TASK OBJECTIVE:
Show every line containing "React" by copying it.

**********

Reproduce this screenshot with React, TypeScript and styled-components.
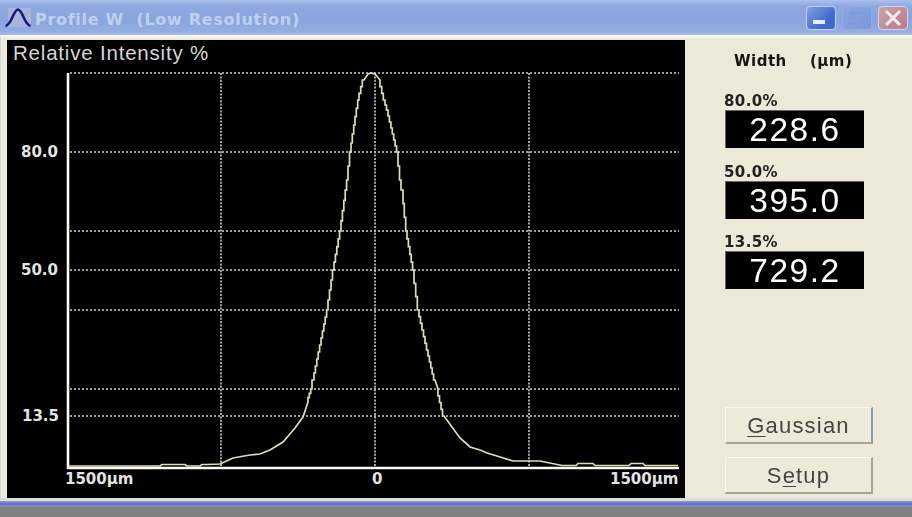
import React from 'react';
import styled, { createGlobalStyle } from 'styled-components';

const Global = createGlobalStyle`
  html, body { margin: 0; padding: 0; background: #808080; }
  body { font-family: "Liberation Sans", Arial, sans-serif; overflow: hidden; }
`;

const Window = styled.div`
  width: 912px;
  height: 517px;
  display: flex;
  flex-direction: column;
  filter: blur(0.6px);
`;

const TitleBar = styled.div`
  height: 35px;
  flex: none;
  display: flex;
  align-items: center;
  padding: 0 4px 0 5px;
  background: linear-gradient(180deg, #a9c0ec 0%, #8ea9e0 18%, #8aa5dd 60%, #95aee2 90%, #a6bce8 100%);
`;

const AppIcon = styled.svg`
  width: 26px;
  height: 20px;
  flex: none;
  margin-top: 1px;
`;

const Title = styled.div`
  margin-left: 4px;
  font-family: "DejaVu Sans", sans-serif;
  font-weight: 700;
  font-size: 16px;
  letter-spacing: 0.7px;
  color: #bfd0f1;
  white-space: pre;
  flex: 1;
  margin-top: 3px;
`;

const WinButton = styled.div<{ $kind: 'min' | 'max' | 'close' }>`
  width: 30px;
  height: 24px;
  margin-left: 6px;
  border-radius: 4px;
  margin-top: 1px;
  position: relative;
  box-sizing: border-box;
  display: flex;
  align-items: center;
  justify-content: center;
  background: ${p =>
    p.$kind === 'min' ? 'linear-gradient(135deg,#7f9fe6,#3f68cc 70%)'
    : p.$kind === 'max' ? 'linear-gradient(135deg,#8ba6e2,#7b98da)'
    : 'linear-gradient(135deg,#cba0ad,#bb7a88)'};
  border: 1px solid ${p => (p.$kind === 'min' ? '#c2d2f2' : p.$kind === 'max' ? '#93acdf' : '#cfd7ee')};
`;

const MinGlyph = styled.span`
  width: 12px;
  height: 4px;
  background: #e8eefb;
  position: absolute;
  left: 6px;
  bottom: 5px;
`;

const MaxGlyph = styled.span`
  width: 16px;
  height: 12px;
  border: 1px solid #7f99d8;
  border-top-width: 3px;
  box-sizing: border-box;
`;

const Body = styled.div`
  flex: none;
  height: 466px;
  box-sizing: border-box;
  background: #ece9d9;
  border-top: 3px solid #f6f6f2;
  border-bottom: 3px solid #dcdcd8;
  border-left: 1px solid #c6d4ee;
  padding: 2px 0 0 6px;
  display: flex;
`;

const Plot = styled.div`
  width: 678px;
  height: 458px;
  background: #000;
  flex: none;
`;

const PlotSvg = styled.svg`
  display: block;
  width: 678px;
  height: 458px;
`;

const GridLine = styled.line<{ $vertical?: boolean }>`
  stroke: #cfcfcf;
  stroke-width: 1.6;
  stroke-dasharray: ${p => (p.$vertical ? '2 1.4' : '2 2')};
`;

const AxisLine = styled.line`
  stroke: #fbfbf2;
  stroke-width: 2.6;
`;

const Curve = styled.polyline`
  fill: none;
  stroke: #dedeb2;
  stroke-width: 1.7;
`;

const AxisTitle = styled.text`
  fill: #d6d6d6;
  font-family: "Liberation Sans", sans-serif;
  font-size: 20.5px;
  letter-spacing: 0.8px;
`;

const AxisLabel = styled.text`
  fill: #e4e4e4;
  font-family: "DejaVu Sans", sans-serif;
  font-weight: 700;
  font-size: 15px;
`;

const Side = styled.div`
  flex: 1;
  display: flex;
  flex-direction: column;
  padding: 11px 0 0 40px;
`;

const Heading = styled.div`
  font-family: "DejaVu Sans", sans-serif;
  font-weight: 700;
  font-size: 15px;
  color: #151515;
  white-space: pre;
  margin-left: 9px;
  height: 24px;
  line-height: 20px;
  letter-spacing: 0.5px;
  word-spacing: 2px;
`;

const Readouts = styled.div`
  display: flex;
  flex-direction: column;
  gap: 14.5px;
  margin-top: 17px;
`;

const Readout = styled.div`
  display: flex;
  flex-direction: column;
`;

const ReadoutLabel = styled.div`
  font-family: "DejaVu Sans", sans-serif;
  font-weight: 700;
  font-size: 15px;
  letter-spacing: 0.4px;
  height: 18px;
  line-height: 18px;
  margin-left: -1px;
  color: #222;
`;

const ReadoutValue = styled.div`
  width: 139px;
  height: 38px;
  background: #000;
  color: #fff;
  font-size: 33.5px;
  letter-spacing: 1.5px;
  line-height: 37px;
  text-align: center;
  border-top: 1px solid #666;
  border-left: 1px solid #666;
  box-sizing: border-box;
`;

const Buttons = styled.div`
  margin-top: auto;
  margin-bottom: 4px;
  display: flex;
  flex-direction: column;
  gap: 13px;
`;

const Button = styled.div<{ $focused?: boolean }>`
  width: 148px;
  height: 37px;
  box-sizing: border-box;
  background: #ecead9;
  border-top: 1px solid #f8f8f2;
  border-left: 1px solid #f8f8f2;
  border-bottom: 2px solid #a8a692;
  border-right: 2px solid ${p => (p.$focused ? '#8b98bf' : '#a8a692')};
  font-size: 22px;
  letter-spacing: 1.2px;
  color: #444;
  text-align: center;
  line-height: 35px;
`;

const Mnemonic = styled.span`
  text-decoration: underline;
  text-underline-offset: 3px;
  text-decoration-thickness: 1px;
`;

const BottomEdge = styled.div`
  height: 6px;
  flex: none;
  background: linear-gradient(180deg, #8d9ad0, #5f70c4 50%, #8d96c4);
`;

const Desk = styled.div`
  flex: 1;
  background: #808080;
`;

const left: [number, number][] = [
  [69, 466], [160, 466], [162, 464.5], [185, 464.5], [187, 466], [200, 466], [202, 464.5], [207, 464.5],
  [220, 464], [233, 458], [250, 455], [260, 454], [270, 450], [283, 442], [295, 428], [303, 417],
  [308, 402], [312, 389], [314, 380], [321, 345], [328, 310], [334, 270], [341, 231], [348, 180],
  [351, 152], [355, 125], [359, 100], [364, 80], [368, 74], [371, 73],
];
const right: [number, number][] = [
  [375, 74], [380, 80], [385, 100], [388, 110], [398, 152], [401, 180], [403, 190], [407, 231],
  [414, 270], [419, 310], [428, 350], [435, 380], [438, 389], [444, 416], [452, 427], [460, 438],
  [470, 447], [480, 450], [487, 453], [497, 456], [513, 461], [540, 461], [562, 465.5], [576, 465.5],
  [578, 463.5], [593, 463.5], [595, 465.5], [629, 465.5], [631, 463.5], [643, 463.5], [645, 465.5], [678, 465.5],
];

// The instrument trace rises in small stairs on the steep flanks and runs straight on the shallow tails.
function stepped(pts: [number, number][]): string {
  const out: string[] = [];
  for (let i = 0; i < pts.length - 1; i++) {
    const [x0, y0] = pts[i];
    const [x1, y1] = pts[i + 1];
    const steep = Math.abs(y1 - y0) > 3 * Math.abs(x1 - x0);
    if (steep) {
      const steps = Math.max(1, Math.round(Math.abs(x1 - x0) / 1.5));
      for (let s = 0; s < steps; s++) {
        const x = x0 + ((x1 - x0) * s) / steps;
        const xn = x0 + ((x1 - x0) * (s + 1)) / steps;
        const y = y0 + ((y1 - y0) * (s + 1)) / steps;
        out.push(`${x.toFixed(1)},${y.toFixed(1)}`, `${xn.toFixed(1)},${y.toFixed(1)}`);
      }
    } else {
      out.push(`${x0},${y0}`);
    }
    out.push(`${x1},${y1}`);
  }
  return out.join(' ');
}

const readouts = [
  { label: '80.0%', value: '228.6' },
  { label: '50.0%', value: '395.0' },
  { label: '13.5%', value: '729.2' },
];

const hLines = [73, 152, 231, 270, 310, 389, 416];
const vLines = [221, 375, 529];

export default function App() {
  return (
    <Window>
      <Global />
      <TitleBar>
        <AppIcon viewBox="0 0 26 20">
          <rect x="3" y="0" width="23" height="19" fill="#a9b5da" />
          <path d="M0.5 18 C7 17 8 2 13 1.5 C18 2 19 17 25.5 18" fill="none" stroke="#141c78" strokeWidth="2.6" />
        </AppIcon>
        <Title>Profile W  (Low Resolution)</Title>
        <WinButton $kind="min"><MinGlyph /></WinButton>
        <WinButton $kind="max"><MaxGlyph /></WinButton>
        <WinButton $kind="close">
          <svg width="18" height="16" viewBox="0 0 18 16">
            <path d="M2 1 L16 15 M16 1 L2 15" stroke="#f3ecee" strokeWidth="3" />
          </svg>
        </WinButton>
      </TitleBar>
      <Body>
        <Plot>
          <PlotSvg viewBox="7 40 678 458">
            <AxisTitle x="13" y="60">Relative Intensity %</AxisTitle>
            {hLines.map(y => <GridLine key={y} x1="70" x2="679" y1={y} y2={y} />)}
            {vLines.map(x => <GridLine key={x} $vertical x1={x} x2={x} y1="73" y2="466" />)}
            <AxisLine x1="68" x2="68" y1="73" y2="469" />
            <AxisLine x1="67" x2="679" y1="468" y2="468" />
            <Curve points={stepped([...left, ...right])} />
            <AxisLabel x="21" y="157">80.0</AxisLabel>
            <AxisLabel x="21" y="275">50.0</AxisLabel>
            <AxisLabel x="22" y="421">13.5</AxisLabel>
            <AxisLabel x="65" y="484">1500µm</AxisLabel>
            <AxisLabel x="372" y="484">0</AxisLabel>
            <AxisLabel x="610" y="484">1500µm</AxisLabel>
          </PlotSvg>
        </Plot>
        <Side>
          <Heading>Width   (µm)</Heading>
          <Readouts>
            {readouts.map(r => (
              <Readout key={r.label}>
                <ReadoutLabel>{r.label}</ReadoutLabel>
                <ReadoutValue>{r.value}</ReadoutValue>
              </Readout>
            ))}
          </Readouts>
          <Buttons>
            <Button $focused><Mnemonic>G</Mnemonic>aussian</Button>
            <Button>S<Mnemonic>e</Mnemonic>tup</Button>
          </Buttons>
        </Side>
      </Body>
      <BottomEdge />
      <Desk />
    </Window>
  );
}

**********

RESPONSE TO THE EXERCISE:
Reproduce this screenshot with React, TypeScript and styled-components.
import React from 'react';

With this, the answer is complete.